Question

In Exercises 89 to 94 , verify the identity.$$\sin 2 x+\sin 4 x+\sin 6 x=4 \sin 3 x \cos 2 x \cos x$$

Answer

**step1 Starting with the Left Hand Side and Grouping Terms**

We begin by considering the left-hand side (LHS) of the identity. To simplify the expression, it's often helpful to group terms in a way that allows us to use known trigonometric formulas. In this case, we will group the first two terms, $$\sin 2x$$ and $$\sin 4x$$.

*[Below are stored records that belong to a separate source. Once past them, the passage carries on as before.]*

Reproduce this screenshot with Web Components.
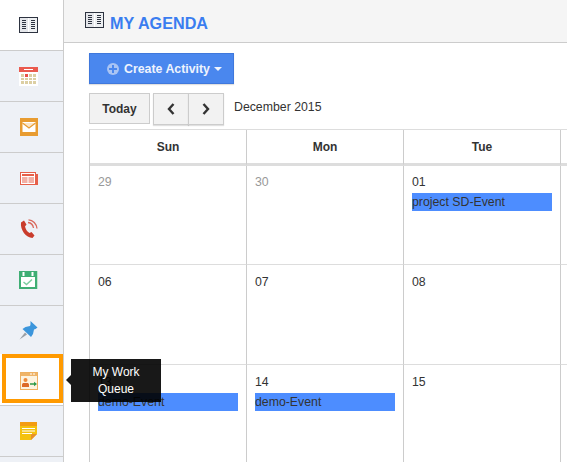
<!DOCTYPE html>
<html><head><meta charset="utf-8"><style>
html,body{margin:0;padding:0;height:462px;width:567px;overflow:hidden;background:#fff;font-family:"Liberation Sans",Arial,sans-serif}
</style></head><body>
<agenda-app></agenda-app>
<script>
const book=()=>`<svg width="19" height="16" viewBox="0 0 19 16" style="display:block"><rect x=".5" y=".5" width="18" height="15" fill="#eef0f2" stroke="#2d3340"/><rect x="1" y="1" width="8" height="14" fill="#e4e6ea"/><path d="M3 3.500h4M3 5.500h4M3 7.500h4M3 9.500h4M3 11.500h4M12 3.500h4M12 5.500h4M12 7.500h4M12 9.500h4M12 11.500h4" stroke="#2d3340"/><path d="M9.500 1v14" stroke="#fff"/></svg>`;
const icons={
book:book(),
cal:`<svg width="19" height="19" viewBox="0 0 19 19"><rect width="19" height="19" fill="#fff"/><rect width="19" height="5" fill="#ea5a4e"/><path d="M5 2.500h9" stroke="#fff"/><g fill="#dccfa3"><rect x="2" y="7" width="3" height="10"/><rect x="6" y="7" width="3" height="10"/><rect x="10" y="7" width="3" height="10"/><rect x="14" y="7" width="3" height="10"/></g><rect x="6" y="7" width="3" height="3" fill="#e8524a"/><path d="M2 10.500h15M2 13.500h15" stroke="#fff"/></svg>`,
mail:`<svg width="18" height="18" viewBox="0 0 18 18"><rect width="18" height="18" fill="#e89c31"/><rect x="2.500" y="4" width="13" height="10" rx=".5" fill="#fff"/><path d="M2.500 5l6.500 5 6.500-5" fill="#fbe6c8" stroke="#e89c31" stroke-width="1.200"/></svg>`,
news:`<svg width="18" height="13" viewBox="0 0 18 13"><rect x="14" y="2" width="4" height="11" fill="#e6604a"/><rect x=".5" y=".5" width="15" height="12" fill="#fff" stroke="#e6604a"/><path d="M2 3h12" stroke="#e6604a" stroke-width="2"/><path d="M2 6h5.500M2 8h5.500M2 10h5.500M8.500 6H14M8.500 8H14M8.500 10H14" stroke="#e6604a"/></svg>`,
phone:`<svg width="18" height="20" viewBox="0 0 18 20"><path d="M1 3.500 4 1.500l2.500 4L5 7.500c.5 2.500 2 5 4.500 6.500l2-1 3 3.500-2 2.500C6 19 0 10.500 1 3.500z" fill="#c93c2c"/><path d="M8 3.500c3 .3 5 2.500 5.500 5.500M8.500 .8C13 1 16.500 5 17 9.500" fill="none" stroke="#d9695c" stroke-width="1.300"/></svg>`,
check:`<svg width="19" height="18" viewBox="0 0 19 18"><rect width="18" height="18" fill="#3fae74"/><rect x="18" width="1" height="18" fill="#bfe4d0"/><rect x="2" y="6" width="14" height="10" fill="#fff"/><rect x="3.500" y="1" width="2" height="4" fill="#fff"/><rect x="12.500" y="1" width="2" height="4" fill="#fff"/><path d="M4.500 11l3 2.500 5.500-5" fill="none" stroke="#7ccda0" stroke-width="1.500"/></svg>`,
pin:`<svg width="19" height="19" viewBox="0 0 19 19"><path d="M.5 18.500 6 11.500l2 2z" fill="#9a9fa5"/><path d="M11.500 0 18.500 6.500 16.500 8 15 8.500l-1 4.500-2 3L3.500 8l3-2 4.500-1 .5-1.500z" fill="#3c96dc"/></svg>`,
queue:`<svg width="18" height="18" viewBox="0 0 18 18"><rect x=".5" y=".5" width="17" height="17" fill="#fdf3df" stroke="#eeb060"/><rect x="1" y="1" width="16" height="3" fill="#efb468"/><path d="M11 1v2M14 1v2" stroke="#fff"/><circle cx="5.500" cy="8" r="2" fill="#ee8a3a"/><path d="M2 15v-2.500c0-1 1-1.500 2-1.500h3c1 0 2 .5 2 1.500V15z" fill="#dc6a28"/><path d="M10 12h5" stroke="#2e9a48" stroke-width="1.500"/><path d="M14 9.800 17 12l-3 2.200z" fill="#2e9a48"/></svg>`,
note:`<svg width="17" height="18" viewBox="0 0 17 18"><path d="M0 0h17v12l-6 6H0z" fill="#f4c20f"/><rect width="17" height="4" fill="#f39c12"/><path d="M2 6.500h13M2 9h13M2 11.500h10" stroke="#fff" stroke-width="1"/><path d="M11 18v-5q0-1 1-1h5z" fill="#e8912a"/></svg>`};

function def(name,html){customElements.define(name,class extends HTMLElement{
  constructor(){super();this.attachShadow({mode:'open'}).innerHTML=typeof html==='function'?html(this):html;}
});}

def('rail-item',`<style>
:host{display:flex;align-items:center;justify-content:center;box-sizing:border-box;height:51px;background:#eef1f6;border-bottom:1px solid #ccc;padding-right:6px}
:host([white]){background:#fff}
:host([kind="pin"]){height:48px;border-bottom:0}
:host([kind="queue"]){height:52px;padding-top:3px}
::slotted(svg){display:block}
</style><slot></slot>`);

def('rail-bar',`<style>
:host{display:block;width:64px;flex:none;box-sizing:border-box;border-right:1px solid #ccc;background:#eef1f6}
</style><slot></slot>`);

def('focus-ring',`<style>
:host{position:absolute;left:2px;top:354px;width:61px;height:49px;box-sizing:border-box;border:4px solid #ff9a00}
</style>`);

def('hint-tip',`<style>
:host{position:absolute;left:71px;top:359px;width:90px;height:43px;box-sizing:border-box;background:#000;color:#fff;font-size:12px;line-height:17px;text-align:center;padding:5px 8px 0;z-index:3;opacity:.9}
:host::before{content:"";position:absolute;left:-5px;top:16px;border:5px solid transparent;border-left:0;border-right-color:#000}
</style><slot></slot>`);

def('page-head',`<style>
:host{display:flex;align-items:flex-start;box-sizing:border-box;height:43px;background:#f5f5f5;border-bottom:1px solid #ccc;padding:12px 0 0 21px;gap:6px}
h1{margin:2px 0 0;font:bold 16.200px/18px "Liberation Sans",sans-serif;color:#3a7df0}
</style><slot name="icon"></slot><h1><slot></slot></h1>`);

def('create-btn',`<style>
:host{display:flex;align-items:center;box-sizing:border-box;width:145px;height:31px;background:#4a87ee;border:1px solid #3f78dc;color:#eef3fd;font:bold 12.350px "Liberation Sans",sans-serif;padding-left:17px;box-shadow:0 1px 1px rgba(0,0,0,.12)}
i{width:12px;height:12px;border-radius:50%;background:#a9c4f3;position:relative;margin-right:5px;flex:none}
i::before{content:"";position:absolute;left:2px;top:5px;width:8px;height:2px;background:#4a87ee}
i::after{content:"";position:absolute;left:5px;top:2px;width:2px;height:8px;background:#4a87ee}
b{border:4px solid transparent;border-top-color:#eef3fd;border-bottom:0;margin-left:4px;width:0;height:0}
</style><i></i><slot></slot><b></b>`);

def('tool-btn',`<style>
:host{display:flex;align-items:center;justify-content:center;box-sizing:border-box;height:31px;background:#f2f2f2;border:1px solid #ccc;color:#333;font:bold 12px "Liberation Sans",sans-serif}
:host([w="today"]){width:61px}
:host([w="nav"]){width:36px;height:32px;box-shadow:0 1px 1px rgba(0,0,0,.12)}
:host([w="nav"]:not(:first-child)){margin-left:-1px}
</style><slot></slot>`);

def('cal-toolbar',`<style>
:host{display:flex;align-items:flex-start;margin:9px 0 0 25px;height:36px}
.g{display:flex;margin-left:3px}
span{font-size:12.300px;line-height:14px;color:#333;margin:7px 0 0 10px}
</style><tool-btn w="today">Today</tool-btn><div class="g"><tool-btn w="nav"><svg width="8" height="12" viewBox="0 0 8 12"><path d="M6.500 1 2 6l4.500 5" fill="none" stroke="#333" stroke-width="2.400"/></svg></tool-btn><tool-btn w="nav"><svg width="8" height="12" viewBox="0 0 8 12"><path d="M1.500 1 6 6l-4.500 5" fill="none" stroke="#333" stroke-width="2.400"/></svg></tool-btn></div><span><slot></slot></span>`);

def('cal-grid',`<style>
:host{display:grid;grid-template-columns:repeat(4,157px);grid-template-rows:36px 99px;grid-auto-rows:100px;margin-left:25px;width:640px;border-top:1px solid #ddd;border-left:1px solid #ccc;box-sizing:border-box}
</style><slot></slot>`);

def('cal-head',`<style>
:host{display:flex;align-items:center;justify-content:center;box-sizing:border-box;border-right:1px solid #ccc;border-bottom:3px solid #ddd;font:bold 12px "Liberation Sans",sans-serif;color:#333}
</style><slot></slot>`);

def('cal-day',`<style>
:host{display:block;box-sizing:border-box;border-right:1px solid #ccc;border-bottom:1px solid #ddd;padding:10px 8px 0;font-size:12.300px;line-height:14px;color:#333}
:host([first]){padding-top:9px}
:host([muted]){color:#999}
</style><slot></slot>`);

def('cal-event',`<style>
:host{display:block;height:18px;line-height:18px;background:#4d8dff;color:#333;margin-top:4px;width:140px;white-space:nowrap}
</style><slot></slot>`);

def('agenda-app',()=>`<style>
:host{display:flex;position:relative;width:567px;height:462px;overflow:hidden}
main{flex:1;min-width:0}
.ct{margin:10px 0 0 25px}
</style>
<rail-bar>
<rail-item white>${icons.book}</rail-item>
<rail-item>${icons.cal}</rail-item>
<rail-item>${icons.mail}</rail-item>
<rail-item>${icons.news}</rail-item>
<rail-item>${icons.phone}</rail-item>
<rail-item>${icons.check}</rail-item>
<rail-item kind="pin">${icons.pin}</rail-item>
<rail-item white kind="queue">${icons.queue}</rail-item>
<rail-item>${icons.note}</rail-item>
</rail-bar>
<main>
<page-head><span slot="icon">${book()}</span>MY AGENDA</page-head>
<div class="ct"><create-btn>Create Activity</create-btn></div>
<cal-toolbar>December 2015</cal-toolbar>
<cal-grid>
<cal-head>Sun</cal-head><cal-head>Mon</cal-head><cal-head>Tue</cal-head><cal-head></cal-head>
<cal-day first muted>29</cal-day><cal-day first muted>30</cal-day><cal-day first>01<cal-event>project SD-Event</cal-event></cal-day><cal-day first></cal-day>
<cal-day>06</cal-day><cal-day>07</cal-day><cal-day>08</cal-day><cal-day></cal-day>
<cal-day>13<cal-event>demo-Event</cal-event></cal-day><cal-day>14<cal-event>demo-Event</cal-event></cal-day><cal-day>15</cal-day><cal-day></cal-day>
</cal-grid>
</main>
<focus-ring></focus-ring>
<hint-tip>My Work Queue</hint-tip>`);
</script>
</body></html>
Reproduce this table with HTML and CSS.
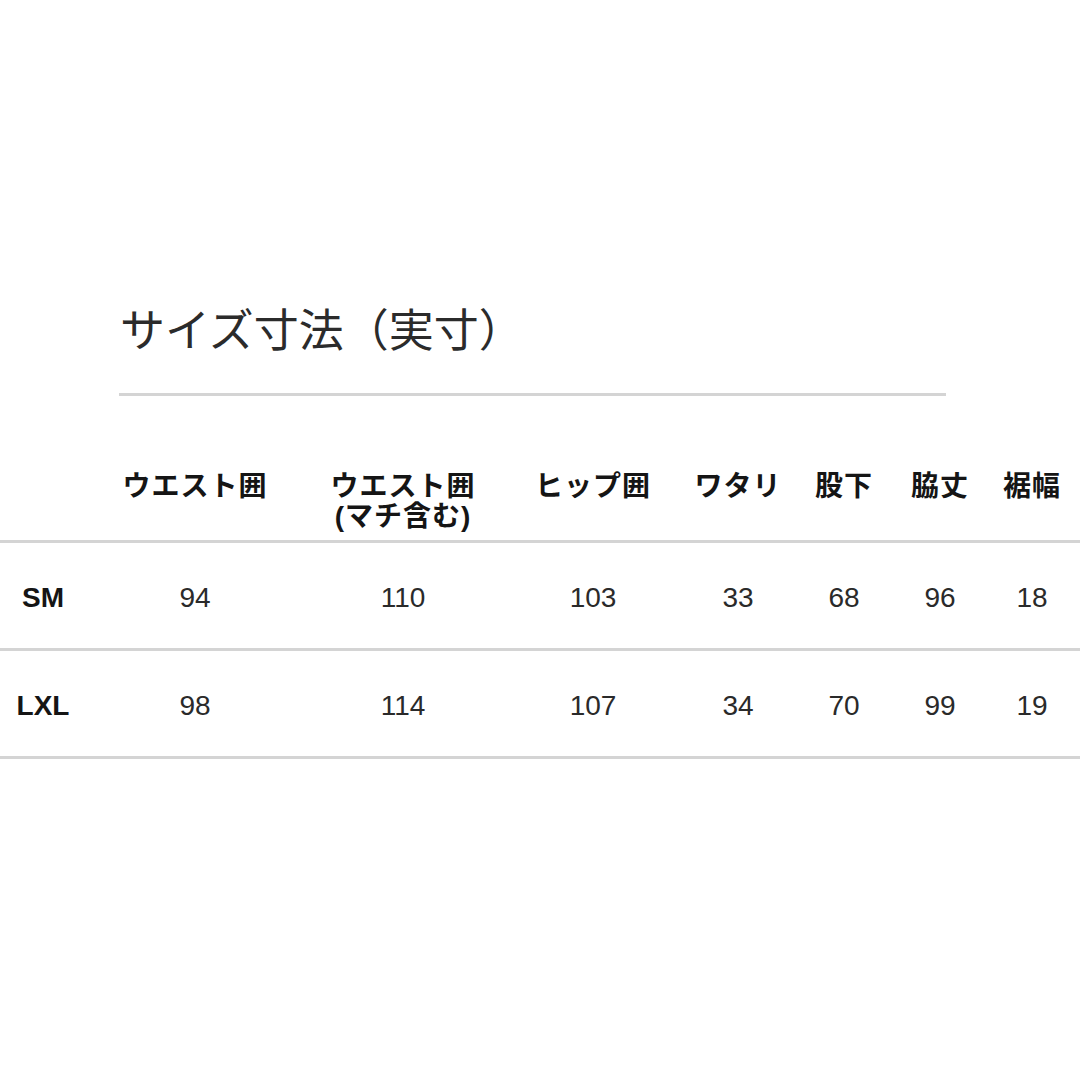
FILE: index.html
```html
<!DOCTYPE html>
<html lang="ja">
<head>
<meta charset="utf-8">
<title>サイズ寸法（実寸）</title>
<link rel="stylesheet" href="styles.css">
</head>
<body>
<div class="page">
  <h1 class="title">サイズ寸法（実寸）</h1>
  <div class="rule"></div>
  <table class="sizes">
    <colgroup>
      <col class="c-label">
      <col class="c-waist">
      <col class="c-waist2">
      <col class="c-hip">
      <col class="c-thigh">
      <col class="c-inseam">
      <col class="c-side">
      <col class="c-hem">
    </colgroup>
    <thead>
      <tr>
        <th></th>
        <th>ウエスト囲</th>
        <th>ウエスト囲<br>(マチ含む)</th>
        <th>ヒップ囲</th>
        <th>ワタリ</th>
        <th>股下</th>
        <th>脇丈</th>
        <th>裾幅</th>
      </tr>
    </thead>
    <tbody>
      <tr>
        <td class="label">SM</td>
        <td>94</td><td>110</td><td>103</td><td>33</td><td>68</td><td>96</td><td>18</td>
      </tr>
      <tr>
        <td class="label">LXL</td>
        <td>98</td><td>114</td><td>107</td><td>34</td><td>70</td><td>99</td><td>19</td>
      </tr>
    </tbody>
  </table>
</div>
</body>
</html>
```

FILE: styles.css
```css
html, body {
  margin: 0;
  padding: 0;
  background: #ffffff;
}

.page {
  width: 1080px;
  height: 1080px;
  padding-top: 298px;
  box-sizing: border-box;
}

.title {
  margin: 0 0 0 120px;
  font-family: "Noto Sans CJK JP", sans-serif;
  font-weight: 400;
  font-size: 45px;
  line-height: 60px;
  color: #2b2b2b;
}

.rule {
  margin: 35px 0 0 119px;
  width: 827px;
  height: 3px;
  background: #d4d4d4;
}

.sizes {
  width: 1080px;
  border-collapse: collapse;
  table-layout: fixed;
  margin-top: 0;
}

.c-label { width: 86px; }
.c-waist { width: 218px; }
.c-waist2 { width: 198px; }
.c-hip { width: 182px; }
.c-thigh { width: 108px; }
.c-inseam { width: 104px; }
.c-side { width: 88px; }
.c-hem { width: 96px; }

.sizes thead tr {
  border-bottom: 3px solid #d4d4d4;
}

.sizes th {
  padding: 76px 0 8px 0;
  vertical-align: top;
  font-family: "Liberation Sans", "Noto Sans CJK JP", sans-serif;
  font-weight: 700;
  font-size: 28px;
  line-height: 30px;
  letter-spacing: 1px;
  color: #151515;
  text-align: center;
}

.sizes tbody tr {
  border-bottom: 3px solid #d4d4d4;
}

.sizes td {
  height: 101px;
  padding: 4px 0 0 0;
  text-align: center;
  vertical-align: middle;
  font-family: "Liberation Sans", Arial, sans-serif;
  font-size: 28px;
  color: #2a2a2a;
}

.sizes td.label {
  font-weight: 700;
  color: #151515;
}
```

LHS = $$\sin 2x + \sin 4x + \sin 6x$$

LHS = $$(\sin 2x + \sin 4x) + \sin 6x$$

**step2 Applying the Sum-to-Product Formula to the First Pair of Terms**

Next, we use a trigonometric identity known as the sum-to-product formula for sine. This formula helps us convert a sum of two sines into a product. The formula is:

$$\sin A + \sin B = 2 \sin\left(\frac{A+B}{2}\right) \cos\left(\frac{A-B}{2}\right)$$

Applying this formula to $$(\sin 2x + \sin 4x)$$, where $$A=4x$$ and $$B=2x$$:

$$\sin 4x + \sin 2x = 2 \sin\left(\frac{4x+2x}{2}\right) \cos\left(\frac{4x-2x}{2}\right)$$

$$= 2 \sin\left(\frac{6x}{2}\right) \cos\left(\frac{2x}{2}\right)$$

$$= 2 \sin 3x \cos x$$

Now, we substitute this result back into our LHS expression:

LHS = $$2 \sin 3x \cos x + \sin 6x$$

**step3 Applying the Double Angle Formula to the Remaining Term**

We now look at the term $$\sin 6x$$. We can use another important trigonometric identity, the double angle formula for sine, which states:

$$\sin 2A = 2 \sin A \cos A$$

In our case, if we let $$2A = 6x$$, then $$A = 3x$$. So, we can rewrite $$\sin 6x$$ as:

$$\sin 6x = 2 \sin 3x \cos 3x$$

Substitute this into the LHS expression:

LHS = $$2 \sin 3x \cos x + 2 \sin 3x \cos 3x$$

**step4 Factoring and Applying Another Sum-to-Product Formula**

We observe that $$2 \sin 3x$$ is a common factor in both terms. We can factor it out:

LHS = $$2 \sin 3x (\cos x + \cos 3x)$$

Now, we need to simplify the expression inside the parenthesis, $$(\cos x + \cos 3x)$$. We use another sum-to-product formula, this time for cosine, which is:

$$\cos A + \cos B = 2 \cos\left(\frac{A+B}{2}\right) \cos\left(\frac{A-B}{2}\right)$$

Applying this formula to $$(\cos 3x + \cos x)$$, where $$A=3x$$ and $$B=x$$:

$$\cos 3x + \cos x = 2 \cos\left(\frac{3x+x}{2}\right) \cos\left(\frac{3x-x}{2}\right)$$

$$= 2 \cos\left(\frac{4x}{2}\right) \cos\left(\frac{2x}{2}\right)$$

$$= 2 \cos 2x \cos x$$

Substitute this result back into our LHS expression:

LHS = $$2 \sin 3x (2 \cos 2x \cos x)$$

**step5 Final Simplification to Match the Right Hand Side**

Finally, we multiply the terms to simplify the expression:

LHS = $$4 \sin 3x \cos 2x \cos x$$

This matches the right-hand side (RHS) of the given identity. Thus, the identity is verified.